Book value per share sits around $48 to $78 depending on which accounting measure you use - that $78 figure includes unrealized gains and losses in accumulated other comprehensive income, which can reverse. At $35 a share, Lincoln National trades at roughly 45% of that higher book measure. That kind of deep discount to book usually signals one of two things: the market expects book to shrink faster than current run-off suggests, or the asset base carries concentration risk. In Lincoln National's case, it's both.

The dividend yield is real and attractive: 5.1%, one of the highest in the insurance sector. For the income sleeve, that matters. But the yield is high partly because the price has been pushed down by annuity runoff dynamics and equity-market sensitivity. A 5% yield on a shrinking base is not the same as a 5% yield on a compounding one. The portfolio role here is income with tolerance for principal risk - not growth.

Analyst consensus is Hold, with an average 12-month price target around $43. Morgan Stanley's May 2026 target was $40. That $43 figure implies roughly 23% upside from current levels - not a ringing endorsement. Analysts see the yield, see the cheapness, but see the trajectory too.

MetLife: Expensive for a reason

MetLife's $84 price, forward P/E of 9.3, and 2.8% dividend yield don't read like a bargain. Read them alongside Q1 2026 results and the comparison changes. Asia adjusted earnings jumped 31% to $487 million. EMEA (Europe, Middle East, Africa) adjusted earnings were up 33% to $110 million. Latin America was up 5% to $229 million. Management described the mix between yen and dollar products as close to 50/50, meaning currency volatility is partially hedged by the business structure itself.

This is what the higher multiple is buying: geographic diversification across three international growth regions, not a concentrated U.S. annuity portfolio in structural decline. MetLife also increased its quarterly dividend 4.4% to $0.5925 per share in April 2026, with a three-year average dividend growth rate of 4.32%. The 2.8% yield is lower than Lincoln National's, but it's growing on a stable base rather than compensating for a falling one.
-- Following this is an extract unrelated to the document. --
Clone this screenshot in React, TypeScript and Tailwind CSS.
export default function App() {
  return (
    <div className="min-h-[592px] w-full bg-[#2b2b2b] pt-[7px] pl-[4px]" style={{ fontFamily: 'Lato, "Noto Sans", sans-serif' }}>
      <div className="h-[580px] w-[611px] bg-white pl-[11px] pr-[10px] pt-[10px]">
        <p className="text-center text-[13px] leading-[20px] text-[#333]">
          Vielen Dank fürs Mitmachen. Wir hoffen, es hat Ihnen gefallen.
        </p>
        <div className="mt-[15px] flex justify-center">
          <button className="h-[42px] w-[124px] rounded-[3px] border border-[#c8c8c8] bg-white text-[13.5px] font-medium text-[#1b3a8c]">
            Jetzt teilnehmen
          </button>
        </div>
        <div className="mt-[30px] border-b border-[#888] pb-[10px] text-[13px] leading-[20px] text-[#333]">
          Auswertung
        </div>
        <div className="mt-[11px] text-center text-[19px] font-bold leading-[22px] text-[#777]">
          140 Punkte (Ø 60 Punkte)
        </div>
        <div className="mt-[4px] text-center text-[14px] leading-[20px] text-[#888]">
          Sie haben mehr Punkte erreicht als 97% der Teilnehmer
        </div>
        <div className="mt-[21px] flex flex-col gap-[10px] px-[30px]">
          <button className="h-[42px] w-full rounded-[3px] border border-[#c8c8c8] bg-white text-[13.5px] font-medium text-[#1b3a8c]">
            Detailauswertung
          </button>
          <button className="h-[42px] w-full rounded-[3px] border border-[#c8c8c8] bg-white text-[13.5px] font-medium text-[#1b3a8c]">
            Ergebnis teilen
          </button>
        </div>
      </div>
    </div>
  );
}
Analyst consensus is Buy across 13 analysts, with an average target of $95 - roughly 13% above the current price. Morgan Stanley, Jefferies, and JPMorgan all carry Overweight ratings. The market isn't pricing MetLife as a deep-value name. It's pricing it as a mid-cycle growth story in a sector most people treat as defensive income.

The comparison, straight

Metric

Lincoln National (LNC)

MetLife (MET)

Price

~$35

~$84

Market cap

$6.6B

$54B

P/E (trailing/forward)

3.8 / 4.1

- / 9.3

Dividend yield

5.1%

2.8%

EPS momentum

Q1 beat, smaller base

Asia +31%, EMEA +33%

Analyst consensus

Hold

Buy

The spreadsheet says Lincoln National is the better value. The business trajectory says something different. Lincoln National's low multiples are a function of annuity book run-off and U.S.-only concentration - structural headwinds, not a temporary cycle. MetLife's premium reflects international growth, diversification, and an analyst street that expects that momentum to continue.
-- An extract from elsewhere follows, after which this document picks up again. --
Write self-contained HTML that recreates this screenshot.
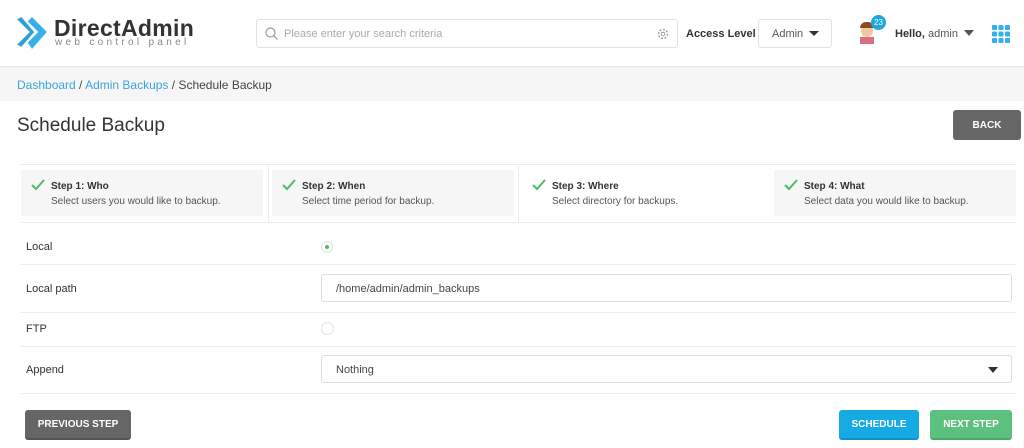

Lincoln National vs. MetLife: The Valuation Gap Between a Shrinking Book and a Growing One

Neither stock is wrong. They're just different sleeves. Lincoln National belongs in a high-yield income allocation where you accept that the underlying book may not compound. MetLife belongs in a quality-growth sleeve where you pay a moderate premium for geographic diversification and earnings acceleration.
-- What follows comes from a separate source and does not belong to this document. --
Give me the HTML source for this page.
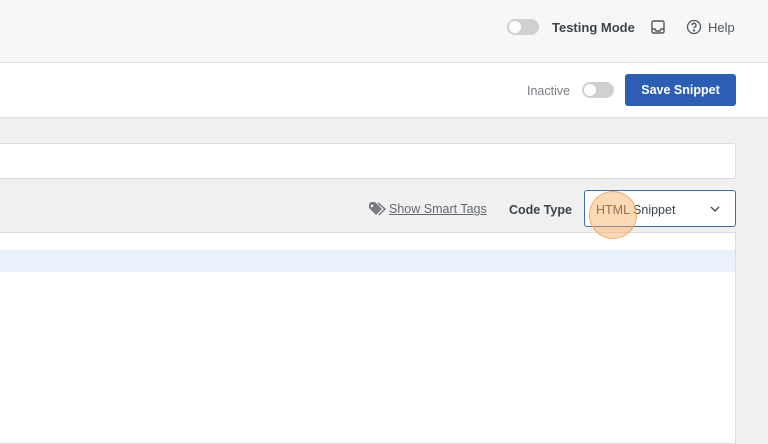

If the macro environment stays uncertain - and the tariff volatility of 2025 suggests it will - the barbell approach works better than choosing one: use Lincoln National for yield and MetLife for growth. But don't confuse the P/E gap with an arbitrage. The market usually gets the direction right even when the magnitude is debatable.

What would change the call? If Lincoln National's annuity sales stabilize or book value stops declining, the 3.8 P/E becomes a real mispricing worth attacking. If MetLife's international growth stalls and the Asia/EMEA momentum reverses, the 9.3 forward multiple starts looking expensive for a name that still carries legacy U.S. exposure. Until then, the factor stack on each name looks like what it is: discount on the left, premium on the right. Both earned.